ROBBINS v. ALTOPA, INC.

United States District Court, Eastern District of North Carolina (2023)

Facts

Issue

Holding — Boyle, J.

Rule

Reasoning

Deep Dive: How the Court Reached Its Decision

Statute of Limitations

The court addressed the statute of limitations concerning the plaintiffs' fraud claims, emphasizing the inclusion of a "discovery rule" which tolls the statutory period until the plaintiffs either actually discovered the fraud or could have reasonably discovered it through diligent efforts. The court referenced the ruling in Merck & Co. v. Reynolds, which established that the question of whether a plaintiff exercised due diligence is typically a factual issue for the jury, unless there is clear evidence of neglect by the plaintiff as a matter of law. In this case, the court found no conclusive evidence indicating the plaintiffs' neglect, thereby deciding not to resolve this issue at the current stage of the proceedings, allowing the plaintiffs to proceed with their claims without dismissal based on timing.

Heightened Pleading Standard for Fraud

The court examined the defendants' motions to dismiss under Federal Rule of Civil Procedure 12(b)(6), which tests the legal sufficiency of the plaintiffs' allegations. The court noted that it must accept all well-pleaded allegations as true and view the complaint in the light most favorable to the plaintiffs. The court explained that a complaint must contain enough factual matter to state a claim that is plausible on its face, as established in Bell Atlantic Corp. v. Twombly. It further highlighted that for fraud claims, Federal Rule of Civil Procedure 9(b) requires specific details regarding the alleged fraudulent statements, including their time, place, contents, and the identity of the person making the misrepresentation. The court determined that the plaintiffs had met these heightened pleading standards, allowing their claims to survive dismissal.

Securities Fraud Claim

In evaluating the plaintiffs' securities fraud claim, the court recognized the additional requirements set forth by the Private Securities Litigation Reform Act (PSLRA), mandating that plaintiffs specify each misleading statement and explain its misleading nature. The court noted that plaintiffs must also provide facts that give rise to a strong inference of the defendants' required state of mind, known as scienter. The court found that the plaintiffs adequately alleged material misrepresentations regarding the Oblend's functionality, patent ownership, and presale orders, satisfying the materiality requirement. Additionally, the court inferred that the defendants, as founders of Altopa, likely possessed actual knowledge of the falsity of their statements, thus meeting the scienter requirement. The court concluded that the plaintiffs plausibly asserted a connection between the defendants’ misrepresentations and their investment decisions, as well as economic loss resulting from these misrepresentations.

Common Law Fraud and Negligent Misrepresentation

The court then considered the plaintiffs' alternative claims for common law fraud and negligent misrepresentation, noting that the elements of these claims were intertwined with those of the securities fraud claim. Since the allegations that supported the securities fraud claim also satisfied the requirements for common law fraud and negligent misrepresentation, the court found that the defendants' arguments for dismissing these claims were essentially repetitive and unavailing. As a result, the court ruled that these claims also survived the defendants' motions to dismiss. The decision underscored the interconnected nature of the fraud claims and the adequacy of the plaintiffs' allegations across different legal theories.

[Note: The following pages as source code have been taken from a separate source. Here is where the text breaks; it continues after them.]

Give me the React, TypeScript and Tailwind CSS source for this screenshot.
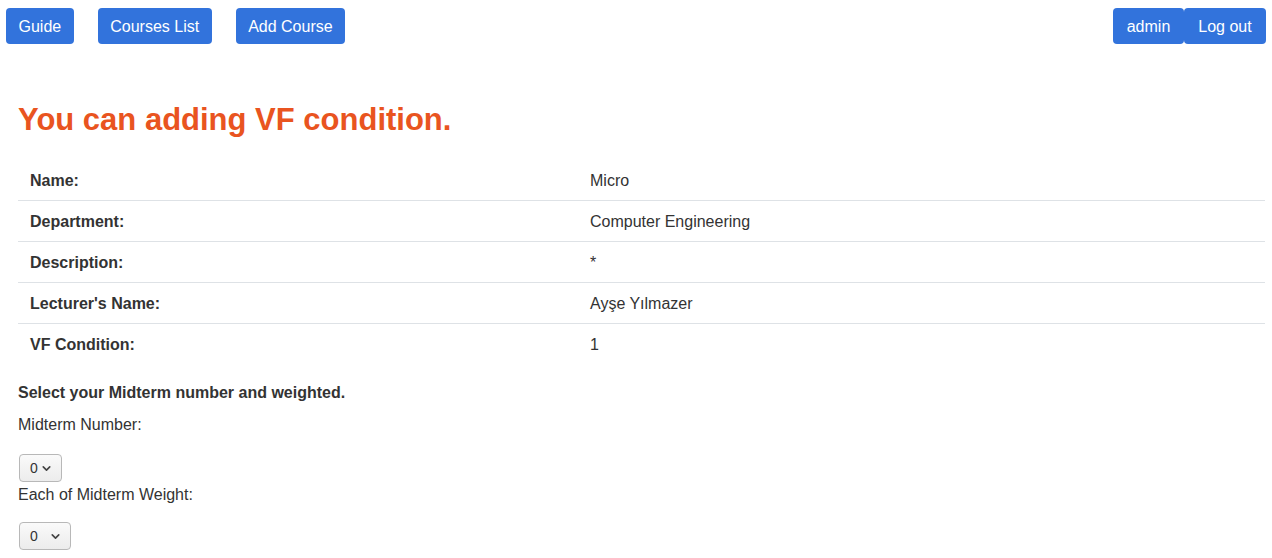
import { ChevronDown } from "lucide-react";

const ROWS = [
  { label: "Name:", value: "Micro" },
  { label: "Department:", value: "Computer Engineering" },
  { label: "Description:", value: "*" },
  { label: "Lecturer's Name:", value: "Ayşe Yılmazer" },
  { label: "VF Condition:", value: "1" },
];

function NavBtn({ children, className = "" }: { children: React.ReactNode; className?: string }) {
  return (
    <button className={"h-9 px-[12.5px] pt-[2px] bg-[#3273dc] text-white text-base rounded-[4px] " + className}>{children}</button>
  );
}

function Select({ width }: { width: string }) {
  return (
    <div className={"h-[28px] flex items-center justify-between pl-[10px] pr-[8px] border border-[#b8b8b8] rounded-[4px] bg-gradient-to-b from-[#fafafa] to-[#ececec] text-[14px] text-[#333] " + width}>
      <span>0</span>
      <ChevronDown size={13} strokeWidth={3} className="text-[#444]" />
    </div>
  );
}

export default function App() {
  return (
    <div className="min-h-screen bg-white text-[#333] font-['Liberation_Sans',sans-serif]">
      <div className="flex items-center justify-between pt-2 pl-[6px] pr-[6px]">
        <div className="flex gap-6">
          <NavBtn>Guide</NavBtn>
          <NavBtn>Courses List</NavBtn>
          <NavBtn>Add Course</NavBtn>
        </div>
        <div className="flex">
          <NavBtn className="w-[71px]">admin</NavBtn>
          <NavBtn className="w-[82px]">Log out</NavBtn>
        </div>
      </div>

      <div className="pl-[18px] pr-[7px]">
        <h1 className="mt-[57px] text-[31px] font-bold text-[#e95420] leading-[38px]">You can adding VF condition.</h1>

        <table className="mt-[20px] w-full text-base">
          <tbody>
            {ROWS.map((r, i) => (
              <tr key={r.label} className={i < ROWS.length - 1 ? "border-b border-[#dee2e6]" : ""}>
                <td className="w-[560px] h-[41px] px-3 pt-[3px] font-bold">{r.label}</td>
                <td className="h-[41px] px-3 pt-[3px]">{r.value}</td>
              </tr>
            ))}
          </tbody>
        </table>

        <p className="mt-[17px] font-bold text-base leading-6">Select your Midterm number and weighted.</p>
        <p className="mt-2 text-base leading-6">Midterm Number:</p>
        <div className="mt-[17px] ml-px">
          <Select width="w-[43px]" />
        </div>
        <p className="mt-[1px] text-base leading-6">Each of Midterm Weight:</p>
        <div className="mt-[15px] ml-px">
          <Select width="w-[52px]" />
        </div>
      </div>
    </div>
  );
}
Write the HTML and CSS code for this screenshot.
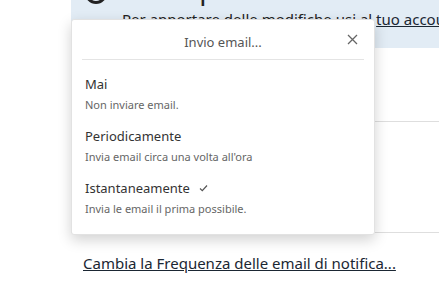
FILE: index.html
```html
<!DOCTYPE html>
<html lang="it">
<head>
  <meta charset="UTF-8" />
  <title>Sottoscrizioni</title>
  <link rel="stylesheet" href="styles.css">
</head>
<body>

  <div class="page">
    <div class="notice">
      <h2 class="notice-title"><span class="notice-icon"></span>Le tue preferenze email</h2>
      <p class="notice-text">Per apportare delle modifiche usi al <a href="#">tuo account</a></p>
    </div>

    <div class="row"></div>
    <div class="row tall"></div>

    <a class="freq-link" href="#">Cambia la Frequenza delle email di notifica...</a>

    <div class="popup">
      <div class="popup-header">
        <span>Invio email...</span>
        <button class="popup-close">
          <svg width="11" height="11" viewBox="0 0 11 11"><path d="M1 1 L10 10 M10 1 L1 10" stroke="#666" stroke-width="1.3" fill="none"/></svg>
        </button>
      </div>
      <ul class="options">
        <li>
          <div class="opt-title">Mai</div>
          <div class="opt-desc">Non inviare email.</div>
        </li>
        <li>
          <div class="opt-title">Periodicamente</div>
          <div class="opt-desc">Invia email circa una volta all'ora</div>
        </li>
        <li class="selected">
          <div class="opt-title">Istantaneamente
            <svg class="check" width="9" height="8" viewBox="0 0 9 8"><path d="M1 4.5 L3.3 6.6 L8 1.5" stroke="#555" stroke-width="1.2" fill="none"/></svg>
          </div>
          <div class="opt-desc">Invia le email il prima possibile.</div>
        </li>
      </ul>
    </div>
  </div>

</body>
</html>
```

FILE: styles.css
```css
* {
  margin: 0;
  padding: 0;
  box-sizing: border-box;
}

body {
  font-family: 'Noto Sans', 'Open Sans', sans-serif;
  background: white;
  color: #333;
  overflow: hidden;
}

.page {
  position: relative;
  margin-left: 71px;
  height: 283px;
}

.notice {
  background-color: #e2ecf5;
  height: 48px;
  overflow: hidden;
}

/* the big title is scrolled away, only its bottom edge shows */
.notice-title {
  display: flex;
  align-items: flex-start;
  gap: 4px;
  font-size: 28px;
  font-weight: normal;
  color: #222;
  line-height: 28px;
  height: 28px;
  margin-top: -26px;
  padding-left: 14px;
  white-space: nowrap;
}

.notice-icon {
  flex: none;
  width: 22px;
  height: 22px;
  margin-top: 8px;
  border: 3px solid #222;
  border-radius: 50%;
}

.notice-text {
  font-size: 15px;
  padding-left: 51px;
  line-height: 20px;
  margin-top: 7px;
  color: #222;
  white-space: nowrap;
}

.notice-text a {
  color: #1b2733;
}

.row {
  height: 74px;
  border-bottom: 1px solid #dedede;
}

.row.tall {
  height: 111px;
}

.freq-link {
  display: inline-block;
  margin-top: 20px;
  margin-left: 12px;
  font-size: 15px;
  color: #1b2733;
}

.popup {
  position: absolute;
  left: 0;
  top: 19px;
  width: 304px;
  height: 216px;
  background: white;
  border: 1px solid #e2e2e2;
  border-radius: 3px;
  box-shadow: 0 5px 14px rgba(0, 0, 0, 0.18);
  padding: 0 10px;
}

.popup-header {
  position: relative;
  height: 40px;
  display: flex;
  align-items: center;
  justify-content: center;
  border-bottom: 1px solid #e4e4e4;
  font-size: 13px;
  color: #555;
  padding-top: 4px;
}

.popup-close {
  position: absolute;
  right: 6px;
  top: 14px;
  background: none;
  border: none;
  display: flex;
}

.options {
  list-style: none;
  padding-top: 14px;
  padding-left: 3px;
}

.options li {
  height: 52px;
}

.opt-title {
  font-size: 13px;
  color: #333;
  line-height: 20px;
  display: flex;
  align-items: center;
  gap: 9px;
}

.opt-desc {
  font-size: 11px;
  color: #666;
  line-height: 18px;
  margin-top: 2px;
}
```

North Carolina Fraud Claim

The court addressed the plaintiffs' North Carolina fraud claim, which required a demonstration of a false representation or concealment of a material fact, intended to deceive, that caused actual deception and resulting damages. The court determined that the allegations made under the securities fraud claim sufficiently met the requirements for a claim of fraud under North Carolina law. The plaintiffs’ detailed assertions about the defendants’ misleading statements and their impact on the plaintiffs' investment decisions were deemed adequate to support the North Carolina fraud claim. Consequently, the court ruled that this claim could proceed alongside the other claims that survived the motions to dismiss.

California and Washington Fraud Claims

The court examined the plaintiffs' claims under California and Washington law in the event that North Carolina law was deemed inapplicable. The court noted that the plaintiffs did not contest the defendants' assertion regarding a lack of injury in Washington, leading to the dismissal of the Washington fraud claim. The court acknowledged that the plaintiffs conceded the dismissal of this claim if it found that Washington law did not apply, thus resolving this part of the case. However, the court did not make a definitive ruling on whether California law or North Carolina law would ultimately govern the remaining claims, indicating that this issue would require further briefing.